The options open to the buyers and sellers if the appraisal comes in low are few and painful for both sides. Of course, the sellers can just accept the appraisal and concede the difference to reach the appraised value. Or, the buyer could be adamant about buying the house, not matter what (I've only had that happen once) and make up the difference out of his/her pocket. Or, both sides can kick-in on the deal to make it work - the sellers can reduce the price that they will accept and the buyers can put more money into the deal to reduce the loan exposure of the bank. That's how we resolved one of the deals that I had. The other option is that everybody walks away, which unfortunately happens more often.

If the deal falls through, the seller is left in an awkward position. He/she now knows what the place appraises for, which is not likely to vary by all that much on the next appraisal (if it is fairly soon). Leaving the price up at a level significantly above the appraised value makes little sense, unless a cash buyer can be found who doesn't want an appraisal (highly unlikely). The seller may consider taking the place off the market or at least pricing it so that reasonable offers would come in at or near the appraised value. Taking the place off the market is not an option for most sellers these days. At least the seller will know how badly he/she may be under water, if that is the case for them.

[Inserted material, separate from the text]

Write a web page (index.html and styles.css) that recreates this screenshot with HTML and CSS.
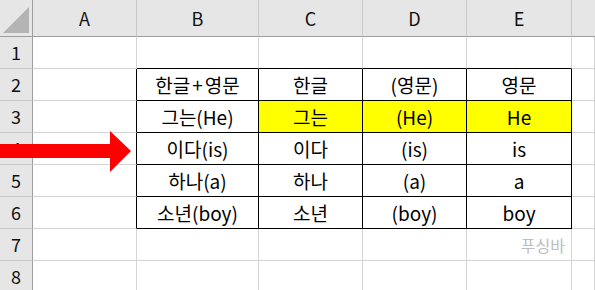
FILE: index.html
```html
<!DOCTYPE html>
<html>
<head lang="ko">
    <meta charset="UTF-8">
    <title>sheet</title>
    <link rel="stylesheet" href="styles.css">
</head>
<body>
<div class="sheet">
    <div class="grid">
        <div class="corner"><span class="tri"></span></div>
        <div class="col-head">A</div>
        <div class="col-head">B</div>
        <div class="col-head">C</div>
        <div class="col-head">D</div>
        <div class="col-head">E</div>
        <div class="col-head last"></div>

        <div class="row-head">1</div>
        <div class="cell"></div>
        <div class="cell top-edge"></div>
        <div class="cell top-edge"></div>
        <div class="cell top-edge"></div>
        <div class="cell top-edge"></div>
        <div class="cell"></div>

        <div class="row-head">2</div>
        <div class="cell left-edge"></div>
        <div class="cell box">한글<span class="plus">+</span>영문</div>
        <div class="cell box">한글</div>
        <div class="cell box">(영문)</div>
        <div class="cell box">영문</div>
        <div class="cell"></div>

        <div class="row-head">3</div>
        <div class="cell left-edge"></div>
        <div class="cell box">그는(He)</div>
        <div class="cell box mark">그는</div>
        <div class="cell box mark">(He)</div>
        <div class="cell box mark">He</div>
        <div class="cell"></div>

        <div class="row-head">4</div>
        <div class="cell left-edge"></div>
        <div class="cell box">이다(is)</div>
        <div class="cell box">이다</div>
        <div class="cell box">(is)</div>
        <div class="cell box">is</div>
        <div class="cell"></div>

        <div class="row-head">5</div>
        <div class="cell left-edge"></div>
        <div class="cell box">하나(a)</div>
        <div class="cell box">하나</div>
        <div class="cell box">(a)</div>
        <div class="cell box">a</div>
        <div class="cell"></div>

        <div class="row-head">6</div>
        <div class="cell left-edge"></div>
        <div class="cell box">소년(boy)</div>
        <div class="cell box">소년</div>
        <div class="cell box">(boy)</div>
        <div class="cell box">boy</div>
        <div class="cell"></div>

        <div class="row-head">7</div>
        <div class="cell"></div>
        <div class="cell"></div>
        <div class="cell"></div>
        <div class="cell"></div>
        <div class="cell sign">푸싱바</div>
        <div class="cell"></div>

        <div class="row-head">8</div>
        <div class="cell"></div>
        <div class="cell"></div>
        <div class="cell"></div>
        <div class="cell"></div>
        <div class="cell"></div>
        <div class="cell"></div>
    </div>

    <svg class="arrow" width="132" height="42" viewBox="0 0 132 42">
        <polygon points="0,13 110,13 110,0 131,20 110,41 110,27 0,27" fill="#ff0000"/>
    </svg>
</div>
</body>
</html>
```

FILE: styles.css
```css
* {
    margin: 0;
    padding: 0;
    box-sizing: border-box;
}

body {
    background-color: #fff;
    font-family: "Noto Sans CJK KR", "Noto Sans", sans-serif;
    overflow: hidden;
}

.sheet {
    position: relative;
    width: 595px;
    height: 290px;
}

.grid {
    display: grid;
    grid-template-columns: 33px 104px 122px 104px 104px 105px 1fr;
    grid-template-rows: 37px repeat(8, 32px);
}

.corner {
    position: relative;
    background-color: #e6e6e6;
    border-right: 1px solid #9e9e9e;
    border-bottom: 1px solid #9e9e9e;
}

.corner .tri {
    position: absolute;
    right: 3px;
    bottom: 3px;
    width: 26px;
    height: 26px;
    background-color: #b4b4b4;
    clip-path: polygon(100% 0, 100% 100%, 0 100%);
}

.col-head {
    background-color: #e6e6e6;
    border-right: 1px solid #c8c8c8;
    border-bottom: 1px solid #9e9e9e;
    font-size: 18px;
    line-height: 36px;
    text-align: center;
    color: #111;
}

.col-head.last {
    border-right: none;
}

.row-head {
    background-color: #e6e6e6;
    border-right: 1px solid #9e9e9e;
    border-bottom: 1px solid #c8c8c8;
    font-size: 18px;
    line-height: 31px;
    text-align: center;
    color: #111;
}

.cell {
    border-right: 1px solid #d4d4d4;
    border-bottom: 1px solid #d4d4d4;
    font-size: 19px;
    line-height: 32px;
    text-align: center;
    color: #000;
    white-space: nowrap;
}

.cell.top-edge {
    border-bottom-color: #000;
}

.cell.left-edge {
    border-right-color: #000;
}

.cell.box {
    border-right-color: #000;
    border-bottom-color: #000;
}

.cell.mark {
    background-color: #ffff00;
}

.plus {
    margin: 0 2px;
}

.cell.sign {
    text-align: right;
    padding-right: 6px;
    font-size: 16px;
    color: #bdbdbd;
}

.arrow {
    position: absolute;
    left: 0;
    top: 131px;
}
```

For now and the foreseeable future, the appraisal is as scary a part of the sales process as the home inspection - both can turn up issues that sink the deal. That has always been the case with the inspection and just recently with appraisals. Both involve lots of unknowns that are out of the control of the parties involved in the deal. We won't get back to more "normal" times with appraisals until the market settles and starts back up in values. Then both pricing for the market and appraising should be easier and more consistent.